*Input material*.
= = = =
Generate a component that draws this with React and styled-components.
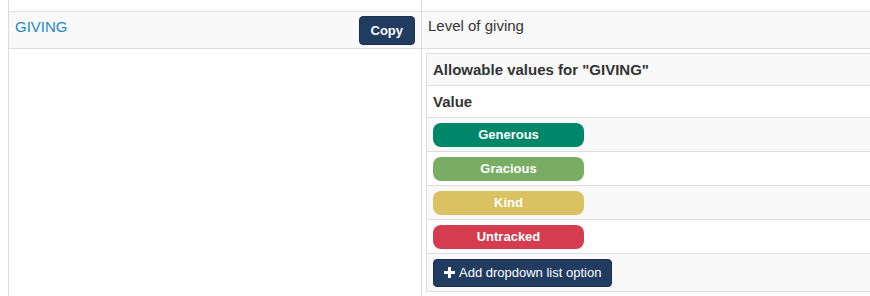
import React from "react";
import styled, { createGlobalStyle } from "styled-components";

const GlobalStyle = createGlobalStyle`
  html, body {
    margin: 0;
    padding: 0;
    background: #fff;
    overflow: hidden;
  }
  body {
    font-family: "Liberation Sans", Arial, sans-serif;
    font-size: 15px;
    color: #333;
  }
`;

const Page = styled.div`
  padding-left: 8px;
  width: 1100px;
`;

const Row = styled.div`
  display: grid;
  grid-template-columns: 412px 1fr;
  border-left: 1px solid #ddd;
  border-bottom: 1px solid #ddd;
  background: ${(p) => (p.$striped ? "#f9f9f9" : "#fff")};
  min-height: ${(p) => p.$height || "auto"};
`;

const Cell = styled.div`
  display: flex;
  align-items: flex-start;
  justify-content: space-between;
  padding: ${(p) => p.$pad || "6px 6px"};
  line-height: 20px;
  & + & {
    border-left: 1px solid #ddd;
  }
`;

const FieldLink = styled.a`
  color: #1f88c9;
  text-decoration: none;
  font-size: 15px;
  padding-top: 1px;
`;

const DarkButton = styled.button`
  display: inline-flex;
  align-items: center;
  gap: 4px;
  background: #213b61;
  color: #fff;
  border: 1px solid #1a3050;
  border-radius: 4px;
  font-family: "Liberation Sans", Arial, sans-serif;
  font-size: 13px;
  font-weight: ${(p) => (p.$bold ? 700 : 400)};
  height: ${(p) => p.$h || "28px"};
  padding: 0 ${(p) => p.$px || "11px"};
  margin-top: ${(p) => p.$mt || "0"};
  cursor: pointer;
`;

const Panel = styled.div`
  border: 1px solid #ddd;
  border-right: none;
  width: 100%;
`;

const PanelRow = styled.div`
  display: flex;
  align-items: center;
  padding: 0 6px;
  height: ${(p) => p.$h || "33px"};
  background: ${(p) => (p.$striped ? "#f9f9f9" : "#fff")};
  font-weight: ${(p) => (p.$bold ? 700 : 400)};
  & + & {
    border-top: 1px solid #ddd;
  }
`;

const Badge = styled.span`
  display: inline-flex;
  align-items: center;
  justify-content: center;
  width: 151px;
  height: 24px;
  border-radius: 8px;
  background: ${(p) => p.$color};
  color: #fff;
  font-weight: 700;
  font-size: 13px;
`;

const PlusIcon = () => (
  <svg width="11" height="11" viewBox="0 0 11 11">
    <path d="M4 0h3v4h4v3H7v4H4V7H0V4h4z" fill="#fff" />
  </svg>
);

const options = [
  { label: "Generous", color: "#00876a" },
  { label: "Gracious", color: "#79ad64" },
  { label: "Kind", color: "#dac161" },
  { label: "Untracked", color: "#d63c50" },
];

export default function App() {
  return (
    <Page>
      <GlobalStyle />
      <Row $height="11px">
        <Cell $pad="0" />
        <Cell $pad="0" />
      </Row>
      <Row $striped>
        <Cell $pad="4px 6px 3px 6px">
          <FieldLink href="#">GIVING</FieldLink>
          <DarkButton $bold $h="29px" $px="11px">
            Copy
          </DarkButton>
        </Cell>
        <Cell $pad="4px 6px">
          <span>Level of giving</span>
        </Cell>
      </Row>
      <Row>
        <Cell $pad="0" />
        <Cell $pad="4px 0 4px 4px">
          <Panel>
            <PanelRow $h="31px" $striped $bold>
              Allowable values for "GIVING"
            </PanelRow>
            <PanelRow $h="31px" $bold>
              Value
            </PanelRow>
            {options.map((o, i) => (
              <PanelRow key={o.label} $striped={i % 2 === 0}>
                <Badge $color={o.color}>{o.label}</Badge>
              </PanelRow>
            ))}
            <PanelRow $h="37px" $striped>
              <DarkButton $px="10px">
                <PlusIcon />
                Add dropdown list option
              </DarkButton>
            </PanelRow>
          </Panel>
        </Cell>
      </Row>
    </Page>
  );
}
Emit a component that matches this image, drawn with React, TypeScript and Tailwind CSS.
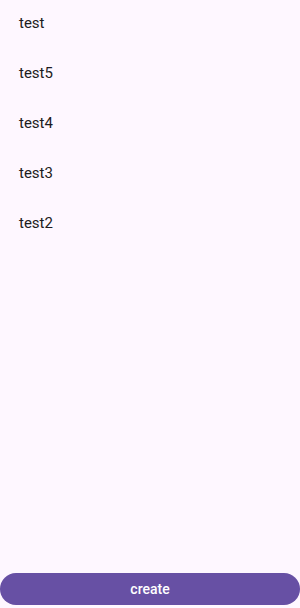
const items = ["test", "test5", "test4", "test3", "test2"];

export default function App() {
  return (
    <div
      className="flex h-[608px] w-[300px] flex-col bg-[#fef7ff]"
      style={{ fontFamily: "Roboto, 'Liberation Sans', sans-serif" }}
    >
      <div className="flex flex-1 flex-col gap-[6px] pt-[1px]">
        {items.map((item) => (
          <div key={item} className="flex h-[44px] items-center px-[19px] text-[15px] text-[#1d1b20]">
            {item}
          </div>
        ))}
      </div>
      <button
        type="button"
        className="mb-[3px] h-[32px] w-full rounded-full bg-[#6750a4] text-[14px] font-medium text-white"
      >
        create
      </button>
    </div>
  );
}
= = = =
*Given problem*. Pictures are excluded; repeat every record exactly.

*Complete output*.
Generate a component that draws this with React and styled-components.
import React from "react";
import styled, { createGlobalStyle } from "styled-components";

const GlobalStyle = createGlobalStyle`
  html, body {
    margin: 0;
    padding: 0;
    background: #fff;
    overflow: hidden;
  }
  body {
    font-family: "Liberation Sans", Arial, sans-serif;
    font-size: 15px;
    color: #333;
  }
`;

const Page = styled.div`
  padding-left: 8px;
  width: 1100px;
`;

const Row = styled.div`
  display: grid;
  grid-template-columns: 412px 1fr;
  border-left: 1px solid #ddd;
  border-bottom: 1px solid #ddd;
  background: ${(p) => (p.$striped ? "#f9f9f9" : "#fff")};
  min-height: ${(p) => p.$height || "auto"};
`;

const Cell = styled.div`
  display: flex;
  align-items: flex-start;
  justify-content: space-between;
  padding: ${(p) => p.$pad || "6px 6px"};
  line-height: 20px;
  & + & {
    border-left: 1px solid #ddd;
  }
`;

const FieldLink = styled.a`
  color: #1f88c9;
  text-decoration: none;
  font-size: 15px;
  padding-top: 1px;
`;

const DarkButton = styled.button`
  display: inline-flex;
  align-items: center;
  gap: 4px;
  background: #213b61;
  color: #fff;
  border: 1px solid #1a3050;
  border-radius: 4px;
  font-family: "Liberation Sans", Arial, sans-serif;
  font-size: 13px;
  font-weight: ${(p) => (p.$bold ? 700 : 400)};
  height: ${(p) => p.$h || "28px"};
  padding: 0 ${(p) => p.$px || "11px"};
  margin-top: ${(p) => p.$mt || "0"};
  cursor: pointer;
`;

const Panel = styled.div`
  border: 1px solid #ddd;
  border-right: none;
  width: 100%;
`;

const PanelRow = styled.div`
  display: flex;
  align-items: center;
  padding: 0 6px;
  height: ${(p) => p.$h || "33px"};
  background: ${(p) => (p.$striped ? "#f9f9f9" : "#fff")};
  font-weight: ${(p) => (p.$bold ? 700 : 400)};
  & + & {
    border-top: 1px solid #ddd;
  }
`;

const Badge = styled.span`
  display: inline-flex;
  align-items: center;
  justify-content: center;
  width: 151px;
  height: 24px;
  border-radius: 8px;
  background: ${(p) => p.$color};
  color: #fff;
  font-weight: 700;
  font-size: 13px;
`;

const PlusIcon = () => (
  <svg width="11" height="11" viewBox="0 0 11 11">
    <path d="M4 0h3v4h4v3H7v4H4V7H0V4h4z" fill="#fff" />
  </svg>
);

const options = [
  { label: "Generous", color: "#00876a" },
  { label: "Gracious", color: "#79ad64" },
  { label: "Kind", color: "#dac161" },
  { label: "Untracked", color: "#d63c50" },
];

export default function App() {
  return (
    <Page>
      <GlobalStyle />
      <Row $height="11px">
        <Cell $pad="0" />
        <Cell $pad="0" />
      </Row>
      <Row $striped>
        <Cell $pad="4px 6px 3px 6px">
          <FieldLink href="#">GIVING</FieldLink>
          <DarkButton $bold $h="29px" $px="11px">
            Copy
          </DarkButton>
        </Cell>
        <Cell $pad="4px 6px">
          <span>Level of giving</span>
        </Cell>
      </Row>
      <Row>
        <Cell $pad="0" />
        <Cell $pad="4px 0 4px 4px">
          <Panel>
            <PanelRow $h="31px" $striped $bold>
              Allowable values for "GIVING"
            </PanelRow>
            <PanelRow $h="31px" $bold>
              Value
            </PanelRow>
            {options.map((o, i) => (
              <PanelRow key={o.label} $striped={i % 2 === 0}>
                <Badge $color={o.color}>{o.label}</Badge>
              </PanelRow>
            ))}
            <PanelRow $h="37px" $striped>
              <DarkButton $px="10px">
                <PlusIcon />
                Add dropdown list option
              </DarkButton>
            </PanelRow>
          </Panel>
        </Cell>
      </Row>
    </Page>
  );
}
Emit a component that matches this image, drawn with React, TypeScript and Tailwind CSS.
const items = ["test", "test5", "test4", "test3", "test2"];

export default function App() {
  return (
    <div
      className="flex h-[608px] w-[300px] flex-col bg-[#fef7ff]"
      style={{ fontFamily: "Roboto, 'Liberation Sans', sans-serif" }}
    >
      <div className="flex flex-1 flex-col gap-[6px] pt-[1px]">
        {items.map((item) => (
          <div key={item} className="flex h-[44px] items-center px-[19px] text-[15px] text-[#1d1b20]">
            {item}
          </div>
        ))}
      </div>
      <button
        type="button"
        className="mb-[3px] h-[32px] w-full rounded-full bg-[#6750a4] text-[14px] font-medium text-white"
      >
        create
      </button>
    </div>
  );
}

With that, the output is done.